To understand my answer, you have to understand the origins of starvation in Africa. For millennia (indeed for hundreds of millennia) starvation was UNKNOWN in Africa. There were no starving people there for the same reason that there were no starving lions, no starving zebras, no starving giraffes. Why? Because all these creatures (including humans) were living in balance with the resources of their environment.

Here’s how this balance comes about. As the population of every animate species grows, its food supply begins to diminish (as it must, since it’s being consumed). As its food supply diminishes, the species’ population diminishes as well (as it must, since less food is available to it). As the species’ population diminishes, its food supply begins to recover. As its food supply recovers, its population again begins to grow.

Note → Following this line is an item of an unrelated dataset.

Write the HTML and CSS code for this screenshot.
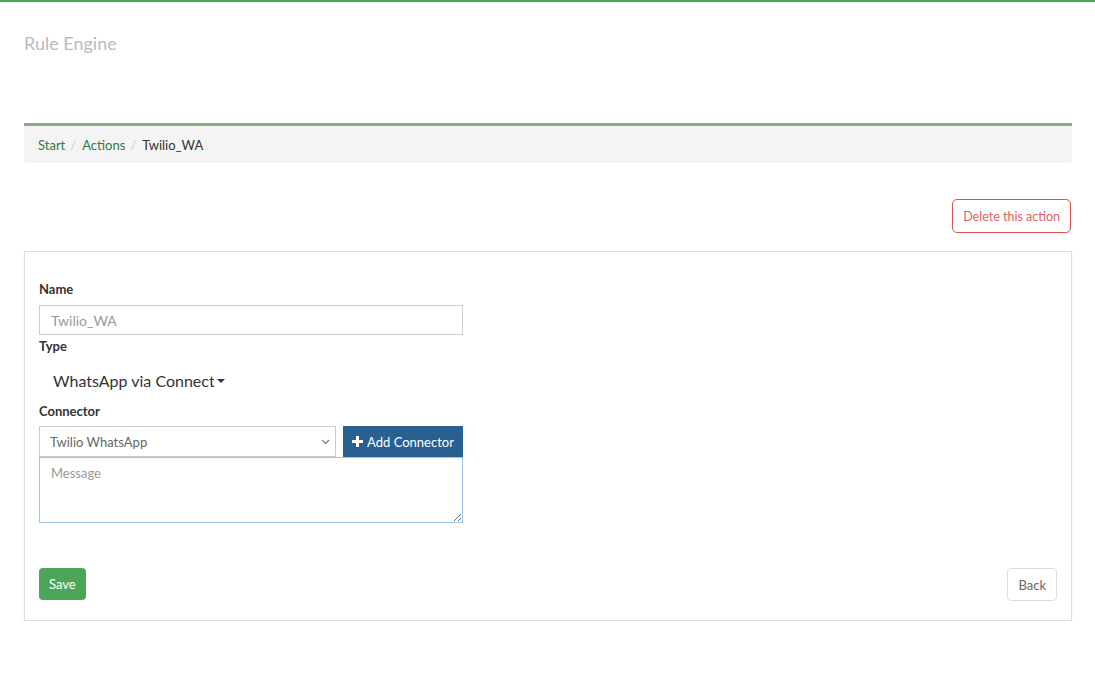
FILE: index.html
```html
<!DOCTYPE html>
<html lang="en">
<head>
    <meta charset="UTF-8">
    <meta name="viewport" content="width=device-width, initial-scale=1.0">
    <title>Rule Engine</title>
    <link rel="stylesheet" href="styles.css">
</head>
<body>

    <div class="topbar"></div>

    <div class="container">
        <h1 class="brand">Rule Engine</h1>

        <ol class="breadcrumb">
            <li><a href="#">Start</a></li>
            <li><a href="#">Actions</a></li>
            <li class="active">Twilio_WA</li>
        </ol>

        <div class="toolbar">
            <button class="btn btn-delete" type="button">Delete this action</button>
        </div>

        <div class="panel">
            <form id="actionForm">
                <div class="form-col">
                    <label for="name">Name</label>
                    <input type="text" id="name" name="name" placeholder="Twilio_WA">

                    <label class="label-type">Type</label>
                    <div class="type-select">
                        <span class="type-text">WhatsApp via Connector</span>
                        <span class="caret"></span>
                    </div>

                    <label for="connector" class="label-connector">Connector</label>
                    <div class="connector-row">
                        <div class="select-wrap">
                            <select id="connector" name="connector">
                                <option>Twilio WhatsApp</option>
                            </select>
                            <svg class="chevron" width="9" height="6" viewBox="0 0 9 6"><path d="M1 1l3.5 3.5L8 1" fill="none" stroke="#777" stroke-width="1.1"/></svg>
                        </div>
                        <button class="btn btn-add" type="button">
                            <svg width="11" height="11" viewBox="0 0 11 11"><path d="M4 0h3v4h4v3H7v4H4V7H0V4h4z" fill="#fff"/></svg>
                            Add Connector
                        </button>
                    </div>
                    <textarea id="message" name="message" placeholder="Message"></textarea>
                </div>

                <div class="form-actions">
                    <button class="btn btn-save" type="submit">Save</button>
                    <button class="btn btn-back" type="button">Back</button>
                </div>
            </form>
        </div>
    </div>

</body>
</html>
```

FILE: styles.css
```css
body {
    font-family: Lato, "Open Sans", sans-serif;
    font-size: 13px;
    color: #333;
    background-color: #fff;
    margin: 0;
    padding: 0;
}

.topbar {
    height: 2px;
    background-color: #4ca65a;
}

.container {
    padding: 0 23px 0 24px;
}

.brand {
    margin: 0;
    padding-top: 30px;
    height: 89px;
    box-sizing: border-box;
    font-size: 18px;
    font-weight: normal;
    color: #bbb;
}

.breadcrumb {
    list-style: none;
    margin: 32px 0 0;
    padding: 1px 14px 0;
    height: 36px;
    box-sizing: content-box;
    display: flex;
    align-items: center;
    background-color: #f4f4f4;
    border-top: 3px solid #89ad89;
    border-radius: 0 0 4px 4px;
    font-size: 13px;
}

.breadcrumb li + li::before {
    content: "/";
    color: #ccc;
    padding: 0 6px 0 5px;
}

.breadcrumb a {
    color: #2f7a46;
    text-decoration: none;
}

.breadcrumb .active {
    color: #333;
}

.toolbar {
    display: flex;
    justify-content: flex-end;
    padding: 36px 1px 18px 0;
}

.btn {
    font-family: Lato, "Open Sans", sans-serif;
    font-size: 13px;
    cursor: pointer;
    border-radius: 4px;
}

.btn-delete {
    height: 34px;
    padding: 0 10px;
    font-size: 12.5px;
    background-color: #fff;
    color: #dc6060;
    border: 1px solid #d9534f;
    border-radius: 5px;
}

.panel {
    border: 1px solid #ddd;
    box-shadow: 0 1px 2px rgba(0, 0, 0, 0.08);
    padding: 29px 14px 19px;
}

.form-col {
    width: 424px;
    display: flex;
    flex-direction: column;
}

label {
    font-weight: bold;
    font-size: 13px;
    color: #333;
    margin-bottom: 8px;
}

.label-connector {
    margin-bottom: 7px;
}

input[type="text"] {
    height: 30px;
    box-sizing: border-box;
    padding: 0 11px;
    border: 1px solid #ccc;
    font-family: Lato, "Open Sans", sans-serif;
    font-size: 14px;
    margin-bottom: 3px;
}

input::placeholder,
textarea::placeholder {
    color: #999;
}

.type-select {
    display: flex;
    align-items: center;
    padding: 9px 0 13px 14px;
    font-size: 16px;
    color: #333;
}

.type-text {
    width: 161px;
    overflow: hidden;
    white-space: nowrap;
}

.caret {
    width: 0;
    height: 0;
    margin-left: 3px;
    border-top: 4px solid #333;
    border-left: 4px solid transparent;
    border-right: 4px solid transparent;
}

.connector-row {
    display: flex;
    gap: 7px;
}

.select-wrap {
    position: relative;
    flex: 1;
}

select {
    width: 100%;
    height: 31px;
    padding: 0 10px;
    border: 1px solid #ccc;
    background-color: #fff;
    font-family: Lato, "Open Sans", sans-serif;
    font-size: 13px;
    color: #666;
    appearance: none;
    -webkit-appearance: none;
    border-radius: 0;
}

.chevron {
    position: absolute;
    right: 6px;
    top: 13px;
}

.btn-add {
    width: 120px;
    height: 31px;
    background-color: #286090;
    color: #fff;
    border: none;
    border-radius: 0;
    display: flex;
    align-items: center;
    justify-content: center;
    gap: 4px;
    padding: 0;
}

textarea {
    height: 66px;
    box-sizing: border-box;
    padding: 7px 11px;
    border: 1px solid #9fc3e6;
    font-family: Lato, "Open Sans", sans-serif;
    font-size: 13px;
}

.form-actions {
    display: flex;
    justify-content: space-between;
    align-items: flex-start;
    margin-top: 45px;
}

.btn-save {
    height: 32px;
    padding: 0 10px;
    background-color: #4ca65a;
    color: #fff;
    border: none;
}

.btn-back {
    height: 33px;
    padding: 0 10px;
    background-color: #fff;
    color: #666;
    border: 1px solid #ddd;
}
```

As its population grows, its food supply again begins to diminish. As its food supply diminishes, its population diminishes—and so on and on and on, for every animate species on this planet. Populations and food supply constantly balance each other in this way, and this explains why lions have neither overrun Africa nor disappeared from Africa, why kangaroos have neither overrun Australia nor disappeared from Australia.

Each of these species lives in balance with the resources available to them in their environment. And so did the peoples of Africa for hundreds of millennia.

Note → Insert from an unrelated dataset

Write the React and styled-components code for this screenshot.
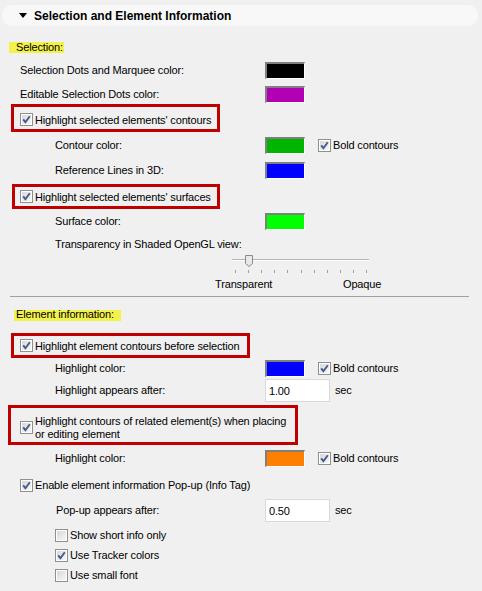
import React from 'react';
import styled, { createGlobalStyle } from 'styled-components';

const Global = createGlobalStyle`
  html, body { margin: 0; padding: 0; background: #f0f0f0; }
  body {
    font-family: "Liberation Sans", Arial, sans-serif;
    font-size: 11px;
    letter-spacing: -0.15px;
    color: #000;
  }
`;

const Panel = styled.div`
  width: 482px;
  height: 591px;
  box-sizing: border-box;
  padding-top: 5px;
  display: flex;
  flex-direction: column;
  overflow: hidden;
  background: #f0f0f0;
`;

const Header = styled.div`
  margin: 0 4px 0 2px;
  height: 21px;
  flex: none;
  border-radius: 11px;
  background: #f8f8f8;
  display: flex;
  align-items: center;
  gap: 7px;
  padding-left: 17px;
  font-weight: bold;
  font-size: 12px;
  letter-spacing: 0;
`;

const Triangle = styled.span`
  width: 0;
  height: 0;
  border-left: 4px solid transparent;
  border-right: 4px solid transparent;
  border-top: 5px solid #000;
  margin-top: -1px;
`;

const Row = styled.div`
  display: grid;
  grid-template-columns: 265px auto;
  align-items: center;
  flex: none;
  height: ${p => p.$h || 20}px;
  margin-top: ${p => p.$mt || 0}px;
`;

const Label = styled.span`
  padding-left: ${p => p.$indent || 20}px;
  white-space: nowrap;
`;

const Controls = styled.div`
  display: flex;
  align-items: center;
  gap: ${p => p.$gap ?? 13}px;
`;

const SectionRow = styled.div`
  display: flex;
  align-items: center;
  flex: none;
  height: 20px;
  margin-top: ${p => p.$mt || 0}px;
  padding-left: ${p => p.$left}px;
`;

const Mark = styled.span`
  display: inline-flex;
  align-items: center;
  box-sizing: border-box;
  height: ${p => p.$h}px;
  padding: 0 ${p => p.$pr}px ${p => p.$pb || 0}px ${p => p.$pl}px;
  background: #f2f24a;
  white-space: nowrap;
`;

const Swatch = styled.span`
  display: block;
  box-sizing: border-box;
  width: 40px;
  height: 17px;
  background: ${p => p.$color};
  border-top: 2px solid #7f7f7f;
  border-left: 2px solid #7f7f7f;
  border-right: 1px solid #ffffff;
  border-bottom: 1px solid #ffffff;
`;

const Field = styled.div`
  box-sizing: border-box;
  width: 65px;
  height: 23px;
  background: #fff;
  border: 1px solid #d9d9d9;
  display: flex;
  align-items: center;
  padding-left: 3px;
  padding-top: 1px;
`;

const Outline = styled.div`
  box-sizing: border-box;
  flex: none;
  width: ${p => p.$w}px;
  height: ${p => p.$h}px;
  margin-left: ${p => p.$left}px;
  margin-top: ${p => p.$mt || 0}px;
  padding-left: ${p => p.$pl}px;
  padding-top: ${p => p.$pt || 0}px;
  border: 3px solid #bf0000;
  display: flex;
  align-items: center;
`;

const CheckRow = styled.div`
  display: flex;
  align-items: center;
  flex: none;
  height: 20px;
  margin-top: ${p => p.$mt || 0}px;
  padding-left: ${p => p.$indent}px;
`;

const CheckLabel = styled.span`
  display: inline-flex;
  align-items: center;
  gap: 2px;
  white-space: nowrap;
`;

const Box = styled.span`
  display: block;
  flex: none;
  width: 13px;
  height: 13px;
`;

const TwoLine = styled.span`
  line-height: 13px;
  white-space: nowrap;
`;

const SliderRow = styled.div`
  flex: none;
  height: 22px;
  padding-left: 228px;
`;

const ScaleLabels = styled.div`
  flex: none;
  height: 16px;
  display: grid;
  grid-template-columns: 128px auto;
  align-items: center;
  padding-left: 215px;
`;

const Separator = styled.div`
  flex: none;
  height: 1px;
  margin: 4px 13px 0 10px;
  background: #a0a0a0;
`;

function Check({ checked }) {
  return (
    <Box>
      <svg width="13" height="13" viewBox="0 0 13 13">
        <defs>
          <linearGradient id="cbg" x1="0" y1="0" x2="1" y2="1">
            <stop offset="0" stopColor="#d8d8d8" />
            <stop offset="1" stopColor="#f7f7f7" />
          </linearGradient>
        </defs>
        <rect x="0.5" y="0.5" width="12" height="12" fill="#fff" stroke="#8e8f8f" />
        <rect x="2" y="2" width="9" height="9" fill="url(#cbg)" />
        {checked && (
          <path d="M3.2 6.4 L5.4 9.2 L9.8 3.2" fill="none" stroke="#44598f" strokeWidth="1.9" strokeLinejoin="miter" />
        )}
      </svg>
    </Box>
  );
}

function CheckItem({ checked = true, children }) {
  return (
    <CheckLabel>
      <Check checked={checked} />
      {children}
    </CheckLabel>
  );
}

function Slider() {
  const ticks = Array.from({ length: 11 }, (_, i) => 7 + i * 13.1);
  return (
    <SliderRow>
      <svg width="160" height="22" viewBox="0 0 160 22">
        <line x1="4" y1="5.5" x2="141" y2="5.5" stroke="#b4b4b4" />
        <line x1="4" y1="6.5" x2="141" y2="6.5" stroke="#ffffff" />
        {ticks.map((x, i) => (
          <line key={i} x1={Math.round(x) + 0.5} y1="16" x2={Math.round(x) + 0.5} y2="19" stroke="#a0a0a0" />
        ))}
        <path d="M17.5 1.5 H24.5 V9.5 L21 12.5 L17.5 9.5 Z" fill="#e9e9e9" stroke="#8a8a8a" />
      </svg>
    </SliderRow>
  );
}

export default function App() {
  return (
    <>
      <Global />
      <Panel>
        <Header>
          <Triangle />
          Selection and Element Information
        </Header>

        <SectionRow $mt={11} $left={9}>
          <Mark $h={11} $pl={7} $pr={1}>Selection:</Mark>
        </SectionRow>

        <Row $mt={3}>
          <Label>Selection Dots and Marquee color:</Label>
          <Controls><Swatch $color="#000000" /></Controls>
        </Row>
        <Row $mt={4}>
          <Label>Editable Selection Dots color:</Label>
          <Controls><Swatch $color="#b400b4" /></Controls>
        </Row>

        <Outline $w={209} $h={28} $left={11} $pl={6} $pt={3}>
          <CheckItem>Highlight selected elements' contours</CheckItem>
        </Outline>

        <Row $mt={3}>
          <Label $indent={55}>Contour color:</Label>
          <Controls>
            <Swatch $color="#00b400" />
            <CheckItem>Bold contours</CheckItem>
          </Controls>
        </Row>
        <Row $mt={5}>
          <Label $indent={55}>Reference Lines in 3D:</Label>
          <Controls><Swatch $color="#0000ff" /></Controls>
        </Row>

        <Outline $w={208} $h={25} $left={12} $pl={5} $mt={4}>
          <CheckItem>Highlight selected elements' surfaces</CheckItem>
        </Outline>

        <Row $mt={2}>
          <Label $indent={55}>Surface color:</Label>
          <Controls><Swatch $color="#00ff00" /></Controls>
        </Row>
        <Row $mt={3}>
          <Label $indent={55}>Transparency in Shaded OpenGL view:</Label>
        </Row>

        <Slider />
        <ScaleLabels>
          <span>Transparent</span>
          <span>Opaque</span>
        </ScaleLabels>

        <Separator />

        <SectionRow $mt={8} $left={14}>
          <Mark $h={11} $pl={2} $pr={7} $pb={2}>Element information:</Mark>
        </SectionRow>

        <Outline $w={239} $h={25} $left={11} $pl={6} $mt={8}>
          <CheckItem>Highlight element contours before selection</CheckItem>
        </Outline>

        <Row>
          <Label $indent={55}>Highlight color:</Label>
          <Controls>
            <Swatch $color="#0000ff" />
            <CheckItem>Bold contours</CheckItem>
          </Controls>
        </Row>
        <Row $h={24}>
          <Label $indent={55}>Highlight appears after:</Label>
          <Controls $gap={5}>
            <Field>1.00</Field>
            <span>sec</span>
          </Controls>
        </Row>

        <Outline $w={290} $h={40} $left={8} $pl={9} $mt={3} $pt={5}>
          <CheckItem>
            <TwoLine>
              Highlight contours of related element(s) when placing<br />or editing element
            </TwoLine>
          </CheckItem>
        </Outline>

        <Row $mt={3}>
          <Label $indent={55}>Highlight color:</Label>
          <Controls>
            <Swatch $color="#ff8000" />
            <CheckItem>Bold contours</CheckItem>
          </Controls>
        </Row>

        <CheckRow $mt={7} $indent={20}>
          <CheckItem>Enable element information Pop-up (Info Tag)</CheckItem>
        </CheckRow>

        <Row $h={24} $mt={3}>
          <Label $indent={56}>Pop-up appears after:</Label>
          <Controls $gap={5}>
            <Field>0.50</Field>
            <span>sec</span>
          </Controls>
        </Row>

        <CheckRow $mt={3} $indent={55}>
          <CheckItem checked={false}>Show short info only</CheckItem>
        </CheckRow>
        <CheckRow $indent={55}>
          <CheckItem>Use Tracker colors</CheckItem>
        </CheckRow>
        <CheckRow $indent={55}>
          <CheckItem checked={false}>Use small font</CheckItem>
        </CheckRow>
      </Panel>
    </>
  );
}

And what happened to change this? We did. We moved into Africa in a big way in the nineteenth century and in an even bigger way in the twentieth. We were driven to this by one of the prime directives of our cultural mythology: “There is one right way for people to live—our way—and everyone in the world must be made to live our way.” We told the people of Africa, “The way you’re living is not the way humans were meant to live, like lions and giraffes. We’ll show you how humans should live.”

The youngsters of the Peace Corps felt great about what they were doing, showing people how to take control of their resources, how to increase food production, how to defeat that feedback relationship that had kept African populations in balance with their resources for millennia. They no longer had to put up with a population cycle of growth and decline.

Through improved agricultural techniques, decline was eliminated from the cycle. With the wisdom of these polite young visitors from another world, they were now free to just grow and grow and grow and grow, until for some strange, unimaginable reason . . . they were starving.

For centuries there had been a constant, never broken working relationship between them and their resources. Now that relationship was gone. Their populations had grown to a point where their resources could not support them.

And what did the great-hearted people of our culture say about this? Did they say, “We have foolishly helped these people destroy a way of living that worked well for them for millennia. We must let them return to living in balance with their resources, so that they will no longer be starving”?

No, we said: “We must not let that happen. If we let that happen, it would cast doubt on the fact that ours is the one right way for people to live. If their own resources aren’t enough to keep them alive, we’ll graciously send them some of ours.”

The food we send doesn’t stop them from starving. It just keeps them alive—starving—dependent on us for their lives—year after year after year. And we congratulate ourselves for doing this.

Having brought starvation to the people of Africa, we bless ourselves for keeping them alive, starving. And anyone who doesn’t endorse keeping them alive and starving forever, is denounced as cold and heartless.